(This post first appeared today at Seattletimes.com.) We are failing to prepare all of our children for a successful life, a reality that creates injustice and social inequity, harms our long-term economic prospects, and costs all of us a lot of money. This tragic fact is most evident when we look at education achievement.
Less than half of Seattle’s low-income children and children of color are ready to begin their formal education when they walk through the door of their kindergarten classrooms, meaning they lack basic, age-expected social-emotional development, and language, cognitive, literacy and math skills. These facts are sadly clear in the Washington Kindergarten Inventory of Developing Skills (WaKIDS) completed each year in the first few weeks of kindergarten.
This is vital work we should all embrace because children entering kindergarten without basic, ready-to-learn-and-thrive skills face a steep climb. For most, it’s too steep a climb, and they will never catch up, as the evidence shows.

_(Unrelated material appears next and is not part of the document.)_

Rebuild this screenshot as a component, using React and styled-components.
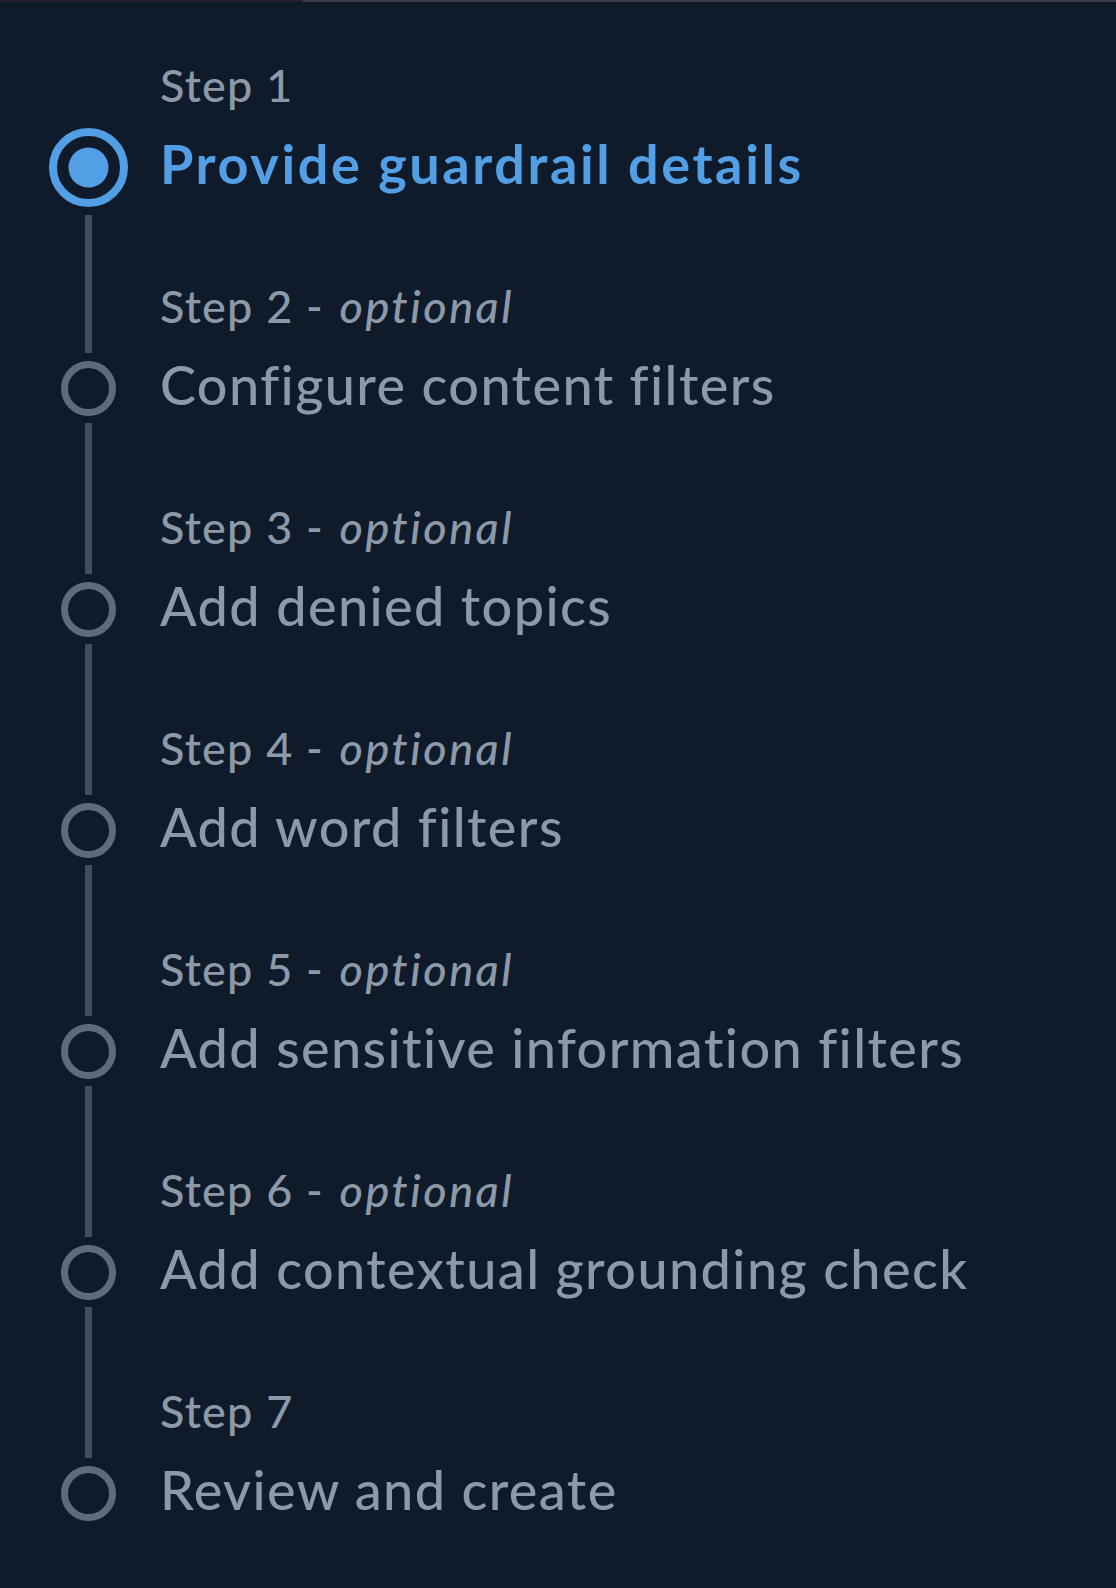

And this reality not only harms these children and their families, but all of us in higher social-service costs, failure to prepare our future workforce and unnecessary criminal-justice system involvement.
This terrible American — and Seattle — tragedy is well documented in “Cradle to Kindergarten: A New Plan to Combat Inequality” by Ajay Chaudry, Taryn Morrissey, Christina Weiland and Hirokazu Yoshikawa. Citing their research and successful programs, these scholars agree we should invest very early in the lives of children in high-quality programs designed to enhance brain development, prepare kids for kindergarten and support parents.
Now, we’ve taken some great steps to address this crucial issue. Soon, Washington will have the most progressive paid-family-leave program in the country, a key ingredient for supporting families and children. We are raising the minimum wage. Washington — and especially Seattle — has a high-quality preschool program for our 3- and 4-year olds that is meeting expectations.
Second, let’s strengthen the city government relationship with Seattle Public Schools and forge a new partnership that is keenly focused on preparing our children for kindergarten and then making sure they receive the quality education they deserve. City and school-district leaders should jointly plan for this fall’s renewal of the city’s expiring Families & Education Levy and the Seattle Preschool Program Levy, and then the 2019 school levies.
The status quo where thousands of Seattle children of color and low-income children face a bleak future because we are not adequately preparing them to enter kindergarten should jar us to take bold, corrective action now.
Why does this matter? Because all our children deserve a strong and fair start in life. And with that strong and fair start, our children will be prepared to lead, to fuel innovation, to sustain the economy and to advance the common good.